And then we ask ourselves the question, which is if we’re going to have APIs to embed finance into digital platforms, what should be the nature of those APIs? And the brutal fact is that the digital platforms do not want to spend time coding the proprietary APIs. And therefore, the inescapable conclusion is that if the banks want to be where the customers are on digital platforms then the banks, number one, have to publish the APIs, the relevant retail banking and wholesale banking APIs. And number two, most, if not all of those APIs should be standard. Now I think that chain of logic is fairly clear cut. But in reality, many banks seem to believe that APIs are a layer for disintermediation. But until banks realise that they need to show up where the customers are and the customers are on digital platforms, and the only way of showing up on the digital platforms is through API, then I think the opportunity will be captured by much more nimble FinTech players, or maybe even the services will be provided by the big techs themselves.
Scott: [00:09:48] Anders Olofsson, our other panellists have talked about banks and how they evaluate select FinTech partners. We’ve kind of just touched on it. We’re going to touch a lot more on it here. What’s your view on this process of bringing partners together, your perspective on the major challenges that FinTechs and banks too or the decisions they must embrace, and the steps they must undertake to ensure their own success in this changing world? I mean, the question is, you’ve got regulators in each country looking at this a little bit differently. Tony is advocating open APIs and open standards, common standards; those difficulties of cross-border versus domestic transactions. What do you see as some of the other answers to making this really work for consumers and business users as well in this financial marketplace?
Anders Olofsson: [00:10:36] So first, I want to build a bit on what Tony just said, and I fully agree with what Tony said on the need to standardise those APIs and the need for banks to be appearing and be relevant on those digital platforms. We also need to keep in mind that these digital platforms are facilitating a customer journey. And that customer journey is really entirely centred around banking or financial services. It’s typically centred around as a consumer or as a corporate, our journey, meaning that around my bringing my children through schooling or the ownership of my car or actually purchasing tulips from the Netherlands. And in that customer journey, there is a need for banking services. Likewise, there is a need for insurance as a service. There is a need for shipments, there is a need for advisory services.
So banking is, yes, a part of the entire customer journey. I think that’s important to realise that banking is not in the centre of very few customer journeys. I would say that presumably only my retirement planning is where I centre around banking and that means as well, and I’ve been advocating for the last four or five years around that banks need to make the decision whether they want to focus on manufacturing or they want to focus on sales and distribution. And to me, in the context of what Tony said, by focusing on exposing standardised APIs to those digital platforms, banks are driven towards manufacturing. And the success of manufacturing can be driven around scale and cost efficiency because it’s going to be very difficult to differentiate your services compared to others. And that’s where I typically use the language around the difference between being an orchestrator in that ecosystem or being a service provider.

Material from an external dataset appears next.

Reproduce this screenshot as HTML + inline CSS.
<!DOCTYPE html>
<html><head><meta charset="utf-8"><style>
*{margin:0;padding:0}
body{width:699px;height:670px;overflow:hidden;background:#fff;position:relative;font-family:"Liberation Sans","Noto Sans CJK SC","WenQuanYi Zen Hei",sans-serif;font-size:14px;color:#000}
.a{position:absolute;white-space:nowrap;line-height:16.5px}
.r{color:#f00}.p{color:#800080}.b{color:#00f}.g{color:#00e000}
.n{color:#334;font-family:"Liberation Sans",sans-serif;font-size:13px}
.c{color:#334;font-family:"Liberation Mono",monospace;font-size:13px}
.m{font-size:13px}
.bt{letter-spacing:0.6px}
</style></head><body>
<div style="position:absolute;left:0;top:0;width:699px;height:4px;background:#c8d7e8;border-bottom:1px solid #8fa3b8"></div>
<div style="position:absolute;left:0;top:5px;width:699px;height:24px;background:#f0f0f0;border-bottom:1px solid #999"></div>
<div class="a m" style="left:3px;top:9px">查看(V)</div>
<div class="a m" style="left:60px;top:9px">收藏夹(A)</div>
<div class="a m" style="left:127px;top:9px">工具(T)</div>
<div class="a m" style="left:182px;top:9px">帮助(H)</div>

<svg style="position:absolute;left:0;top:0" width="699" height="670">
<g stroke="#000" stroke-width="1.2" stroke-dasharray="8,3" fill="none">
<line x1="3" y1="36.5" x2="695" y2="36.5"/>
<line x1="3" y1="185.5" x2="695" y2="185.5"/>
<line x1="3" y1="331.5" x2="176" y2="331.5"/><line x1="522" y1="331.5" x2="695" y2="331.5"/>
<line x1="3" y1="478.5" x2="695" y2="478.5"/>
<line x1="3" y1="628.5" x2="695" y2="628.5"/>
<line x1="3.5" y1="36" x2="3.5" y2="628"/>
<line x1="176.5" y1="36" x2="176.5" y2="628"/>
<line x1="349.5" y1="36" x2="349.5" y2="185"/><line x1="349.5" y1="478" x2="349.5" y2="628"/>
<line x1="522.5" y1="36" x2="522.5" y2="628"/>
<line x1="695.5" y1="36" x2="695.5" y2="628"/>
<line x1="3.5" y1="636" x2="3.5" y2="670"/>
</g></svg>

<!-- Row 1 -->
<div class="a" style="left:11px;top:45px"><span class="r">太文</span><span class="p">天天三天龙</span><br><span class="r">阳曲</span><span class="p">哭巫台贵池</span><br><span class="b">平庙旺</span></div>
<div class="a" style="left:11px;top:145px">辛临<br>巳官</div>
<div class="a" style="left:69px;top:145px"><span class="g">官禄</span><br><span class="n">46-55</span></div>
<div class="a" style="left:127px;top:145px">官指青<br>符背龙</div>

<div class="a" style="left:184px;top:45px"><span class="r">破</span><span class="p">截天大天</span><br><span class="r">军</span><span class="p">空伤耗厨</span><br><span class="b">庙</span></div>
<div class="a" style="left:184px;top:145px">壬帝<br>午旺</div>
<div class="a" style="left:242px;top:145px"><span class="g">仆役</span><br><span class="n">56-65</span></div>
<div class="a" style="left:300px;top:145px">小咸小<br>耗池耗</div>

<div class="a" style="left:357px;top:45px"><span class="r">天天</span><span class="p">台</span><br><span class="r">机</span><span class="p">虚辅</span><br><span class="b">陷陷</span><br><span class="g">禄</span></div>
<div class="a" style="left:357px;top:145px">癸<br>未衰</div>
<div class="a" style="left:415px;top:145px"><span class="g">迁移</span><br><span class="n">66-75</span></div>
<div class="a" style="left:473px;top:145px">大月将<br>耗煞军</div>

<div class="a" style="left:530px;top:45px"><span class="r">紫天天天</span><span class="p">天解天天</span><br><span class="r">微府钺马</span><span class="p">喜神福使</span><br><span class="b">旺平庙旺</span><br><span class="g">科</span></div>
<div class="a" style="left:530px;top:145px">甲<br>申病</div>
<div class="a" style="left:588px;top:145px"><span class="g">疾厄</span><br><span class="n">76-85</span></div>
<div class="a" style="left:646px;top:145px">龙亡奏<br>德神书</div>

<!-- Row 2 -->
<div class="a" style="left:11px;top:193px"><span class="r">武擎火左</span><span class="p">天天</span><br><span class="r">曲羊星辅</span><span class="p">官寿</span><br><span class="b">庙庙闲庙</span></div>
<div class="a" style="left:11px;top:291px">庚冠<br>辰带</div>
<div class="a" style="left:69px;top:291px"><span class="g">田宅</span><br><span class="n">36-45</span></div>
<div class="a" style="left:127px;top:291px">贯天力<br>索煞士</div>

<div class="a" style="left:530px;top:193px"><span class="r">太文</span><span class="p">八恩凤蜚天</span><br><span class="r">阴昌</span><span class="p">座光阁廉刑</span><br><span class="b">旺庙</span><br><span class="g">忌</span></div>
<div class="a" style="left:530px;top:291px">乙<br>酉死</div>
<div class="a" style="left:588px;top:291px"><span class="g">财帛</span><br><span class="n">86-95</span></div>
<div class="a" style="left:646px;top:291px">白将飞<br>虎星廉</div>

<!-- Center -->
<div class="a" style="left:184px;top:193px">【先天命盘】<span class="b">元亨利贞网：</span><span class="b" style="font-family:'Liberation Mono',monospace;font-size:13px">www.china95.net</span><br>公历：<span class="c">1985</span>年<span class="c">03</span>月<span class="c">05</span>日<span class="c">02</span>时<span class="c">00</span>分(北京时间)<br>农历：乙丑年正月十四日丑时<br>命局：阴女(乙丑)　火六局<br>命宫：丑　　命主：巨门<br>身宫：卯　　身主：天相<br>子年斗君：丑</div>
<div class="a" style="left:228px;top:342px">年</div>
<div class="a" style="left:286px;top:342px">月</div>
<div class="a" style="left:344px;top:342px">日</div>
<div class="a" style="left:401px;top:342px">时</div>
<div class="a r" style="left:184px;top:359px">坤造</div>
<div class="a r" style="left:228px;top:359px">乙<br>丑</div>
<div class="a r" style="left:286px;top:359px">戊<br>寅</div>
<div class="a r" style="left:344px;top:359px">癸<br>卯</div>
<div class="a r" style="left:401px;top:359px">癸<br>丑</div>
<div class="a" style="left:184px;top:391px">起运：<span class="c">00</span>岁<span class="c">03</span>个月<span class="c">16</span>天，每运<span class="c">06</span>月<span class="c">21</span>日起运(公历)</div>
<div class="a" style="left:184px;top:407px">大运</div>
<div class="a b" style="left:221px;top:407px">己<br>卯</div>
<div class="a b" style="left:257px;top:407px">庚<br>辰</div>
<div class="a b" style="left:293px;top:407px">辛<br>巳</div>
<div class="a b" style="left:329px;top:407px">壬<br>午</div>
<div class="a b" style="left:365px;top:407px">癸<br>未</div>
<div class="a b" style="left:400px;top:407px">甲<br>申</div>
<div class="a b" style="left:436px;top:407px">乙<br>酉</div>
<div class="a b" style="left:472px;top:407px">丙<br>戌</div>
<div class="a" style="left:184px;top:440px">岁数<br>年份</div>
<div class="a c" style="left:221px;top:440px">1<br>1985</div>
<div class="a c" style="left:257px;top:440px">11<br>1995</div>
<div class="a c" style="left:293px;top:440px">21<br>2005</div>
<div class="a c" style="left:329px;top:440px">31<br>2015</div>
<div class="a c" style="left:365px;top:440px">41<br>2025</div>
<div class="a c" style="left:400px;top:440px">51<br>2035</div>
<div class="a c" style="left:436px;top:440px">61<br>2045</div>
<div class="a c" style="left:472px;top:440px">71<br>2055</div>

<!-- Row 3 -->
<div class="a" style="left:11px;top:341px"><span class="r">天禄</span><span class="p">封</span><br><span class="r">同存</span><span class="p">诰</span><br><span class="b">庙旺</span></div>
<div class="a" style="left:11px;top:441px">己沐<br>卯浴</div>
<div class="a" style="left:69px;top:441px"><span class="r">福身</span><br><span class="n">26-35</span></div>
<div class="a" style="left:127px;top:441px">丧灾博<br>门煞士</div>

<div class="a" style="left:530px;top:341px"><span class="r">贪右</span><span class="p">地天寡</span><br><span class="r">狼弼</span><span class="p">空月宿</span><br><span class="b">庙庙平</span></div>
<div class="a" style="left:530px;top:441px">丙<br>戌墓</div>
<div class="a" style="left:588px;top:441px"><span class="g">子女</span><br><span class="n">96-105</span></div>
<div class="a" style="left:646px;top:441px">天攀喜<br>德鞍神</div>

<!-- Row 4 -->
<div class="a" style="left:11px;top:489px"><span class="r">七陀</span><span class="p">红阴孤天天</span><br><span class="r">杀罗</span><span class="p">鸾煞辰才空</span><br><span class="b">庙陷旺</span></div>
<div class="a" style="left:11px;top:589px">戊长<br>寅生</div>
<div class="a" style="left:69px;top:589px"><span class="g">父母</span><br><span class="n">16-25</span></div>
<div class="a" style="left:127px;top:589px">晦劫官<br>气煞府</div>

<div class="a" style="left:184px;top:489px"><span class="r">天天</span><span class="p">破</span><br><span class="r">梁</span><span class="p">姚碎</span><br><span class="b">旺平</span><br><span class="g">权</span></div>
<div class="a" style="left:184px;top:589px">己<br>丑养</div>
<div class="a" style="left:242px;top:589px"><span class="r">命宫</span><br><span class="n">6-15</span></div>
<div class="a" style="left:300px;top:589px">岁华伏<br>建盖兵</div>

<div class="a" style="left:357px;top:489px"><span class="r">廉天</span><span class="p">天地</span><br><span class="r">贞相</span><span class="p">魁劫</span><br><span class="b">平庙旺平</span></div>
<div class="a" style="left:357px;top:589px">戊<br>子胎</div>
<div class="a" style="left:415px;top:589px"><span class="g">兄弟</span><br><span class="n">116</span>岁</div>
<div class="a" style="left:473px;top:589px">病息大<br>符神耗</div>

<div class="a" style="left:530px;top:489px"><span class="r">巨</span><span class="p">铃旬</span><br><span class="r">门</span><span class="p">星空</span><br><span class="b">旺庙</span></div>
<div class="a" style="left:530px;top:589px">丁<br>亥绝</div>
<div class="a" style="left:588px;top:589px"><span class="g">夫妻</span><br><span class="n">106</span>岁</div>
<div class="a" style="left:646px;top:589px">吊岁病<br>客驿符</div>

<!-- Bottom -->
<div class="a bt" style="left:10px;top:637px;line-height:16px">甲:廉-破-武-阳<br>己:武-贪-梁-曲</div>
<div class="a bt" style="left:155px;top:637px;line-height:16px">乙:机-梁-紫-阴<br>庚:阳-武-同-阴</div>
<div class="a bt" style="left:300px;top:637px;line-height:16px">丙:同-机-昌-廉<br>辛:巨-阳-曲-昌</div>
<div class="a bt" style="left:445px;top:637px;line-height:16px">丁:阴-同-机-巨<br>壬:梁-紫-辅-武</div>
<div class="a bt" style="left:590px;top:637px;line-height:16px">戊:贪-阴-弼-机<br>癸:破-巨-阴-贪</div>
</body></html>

And that’s where I see the challenge as well, that when you choose your partnership, first of all, the bank needs to decide what’s going to be in my business and operating model in this embedded financing or this Banking-as-a-Service environment. And then and only then say that am I going to focus on being an advisor and am I going to be able and capable of offering my competitor’s services well to my end customers, or am I solely going to be promoting my own services? So, I think that that’s the first checkpoint banks and financial institutions needs to make and realise as well that they are not only a part of the entire customer journey.
Scott: [00:13:03] I’m going to move back to Anders la Cour. What, from your perspective, are the critical facets that FinTechs must take in mind if they want to lead in this emerging digital Banking-as-a-Service industry? How can a FinTech truly stand out from the pack while also strengthening its own place, its legitimacy, and taking care of its own business in the marketplace?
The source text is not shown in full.